SHORT PROBLEM: Up to and including the line with "const [keywords, setKeywords]", write out the listing from its first line, minus the pictures.

Front-end source files

● ● ● ●

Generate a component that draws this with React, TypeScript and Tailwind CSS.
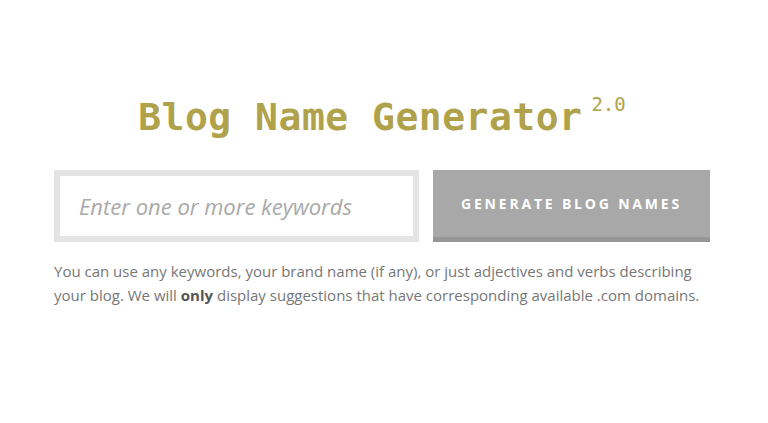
import React, { useState } from 'react'

const App = () => {
  const [keywords, setKeywords] = useState('')

  return (
    <div className="w-full min-h-[423px] bg-white">
      <div className="w-[656px] ml-[54px] pt-[89px]">
        <h1 className="text-center font-bold text-[#b0a24a] text-[38px] leading-[56px] font-['DejaVu_Sans_Mono',monospace] tracking-[0.5px]">
          Blog Name Generator
          <sup className="text-[19px] ml-[9px] top-[-1em] font-normal tracking-normal">2.0</sup>
        </h1>

        <form className="flex mt-[25px]" onSubmit={(e) => e.preventDefault()}>
          <input
            value={keywords}
            onChange={(e) => setKeywords(e.target.value)}
            placeholder="Enter one or more keywords"
            className="w-[365px] h-[72px] border-[6px] border-[#e4e4e4] px-[19px] text-[22px] italic text-[#666] placeholder:text-[#a9a9a9] outline-none font-['Open_Sans',sans-serif]"
          />
          <button
            type="submit"
            className="ml-[14px] flex-1 h-[72px] bg-[#a8a8a8] border-b-[5px] border-[#969696] text-white font-bold text-[14px] tracking-[0.2em] font-['Open_Sans',sans-serif]"
          >
            GENERATE BLOG NAMES
          </button>
        </form>

        <p className="mt-[17px] text-[15px] leading-[24px] text-[#777] font-['Open_Sans',sans-serif]">
          You can use any keywords, your brand name (if any), or just adjectives and verbs describing
          your blog. We will <strong className="text-[#555]">only</strong> display suggestions that have corresponding available .com domains.
        </p>
      </div>
    </div>
  )
}

export default App
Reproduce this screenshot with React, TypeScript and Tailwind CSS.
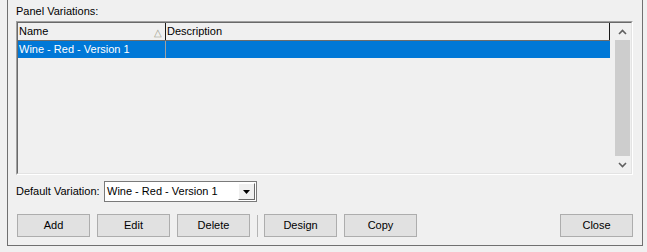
import React from "react";

const font = { fontFamily: '"Liberation Sans", Arial, sans-serif' };

function Btn({ label, w = "w-[73px]" }: { label: string; w?: string }) {
  return (
    <div
      className={`${w} h-[23px] flex items-center justify-center bg-[#e1e1e1] border border-[#adadad] text-[11px] text-black`}
    >
      {label}
    </div>
  );
}

export default function App() {
  return (
    <div
      className="w-[647px] h-[252px] bg-[#f0f0f0] overflow-hidden text-[11px] text-black"
      style={font}
    >
      <div className="ml-[7px] w-[636px] h-[246px] border-l border-r border-b border-[#707070] flex flex-col pl-[8px] pr-[9px]">
        <div className="h-[21px] pt-[5px] leading-[13px]">Panel Variations:</div>
        <div className="w-[617px] h-[154px] border-t border-l border-[#a0a0a0] border-r border-b border-r-white border-b-white">
          <div className="w-full h-full border-t border-l border-[#696969] border-r border-b border-r-[#e3e3e3] border-b-[#e3e3e3] bg-[#f0f0f0] flex">
            <div className="flex-1 flex flex-col">
              <div className="h-[18px] flex border-b border-[#6d6d6d] bg-[#f0f0f0] w-[592px]">
                <div className="w-[148px] flex items-center pl-[1px] border-r border-[#1a1a1a] relative">
                  <span>Name</span>
                  <span className="absolute right-[3px] top-[2px] text-[#a0a08a] text-[10px]">△</span>
                </div>
                <div className="flex-1 flex items-center pl-[1px] border-r border-[#1a1a1a]">
                  Description
                </div>
              </div>
              <div className="h-[17px] w-[592px] flex bg-[#0078d7] text-white">
                <div className="w-[148px] flex items-center pl-[1px] border-r border-[#a0a0a0]">
                  Wine - Red - Version 1
                </div>
                <div className="flex-1" />
              </div>
            </div>
            <div className="w-[17px] flex flex-col bg-[#f0f0f0]">
              <div className="h-[17px] flex items-center justify-center">
                <svg width="9" height="6" viewBox="0 0 9 6">
                  <path d="M1 5 L4.5 1.5 L8 5" stroke="#606060" strokeWidth="1.6" fill="none" />
                </svg>
              </div>
              <div className="flex-1 mx-[1px] bg-[#cdcdcd]" />
              <div className="h-[17px] flex items-center justify-center">
                <svg width="9" height="6" viewBox="0 0 9 6">
                  <path d="M1 1 L4.5 4.5 L8 1" stroke="#606060" strokeWidth="1.6" fill="none" />
                </svg>
              </div>
            </div>
          </div>
        </div>
        <div className="flex items-center mt-[6px] h-[21px]">
          <span className="w-[88px]">Default Variation:</span>
          <div className="w-[153px] h-[21px] border border-[#7a7a7a] bg-white flex items-center">
            <span className="flex-1 pl-[2px]">Wine - Red - Version 1</span>
            <div className="w-[17px] h-[17px] mr-[1px] bg-[#f0f0f0] border-t border-l border-white border-r border-b border-r-[#696969] border-b-[#696969] flex items-center justify-center">
              <svg width="7" height="4" viewBox="0 0 7 4">
                <path d="M0 0 H7 L3.5 4 Z" fill="#000" />
              </svg>
            </div>
          </div>
        </div>
        <div className="flex items-center mt-[12px] pl-[1px]">
          <div className="flex gap-[7px]">
            <Btn label="Add" />
            <Btn label="Edit" />
            <Btn label="Delete" />
          </div>
          <div className="w-[1px] h-[22px] bg-[#b4b4b4] ml-[7px] mr-[6px]" />
          <div className="flex gap-[7px]">
            <Btn label="Design" />
            <Btn label="Copy" />
          </div>
          <div className="flex-1" />
          <Btn label="Close" />
        </div>
      </div>
    </div>
  );
}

● ● ● ●

SOLUTION FOR THIS EXERCISE:
Generate a component that draws this with React, TypeScript and Tailwind CSS.
import React, { useState } from 'react'

const App = () => {
  const [keywords, setKeywords] = useState('')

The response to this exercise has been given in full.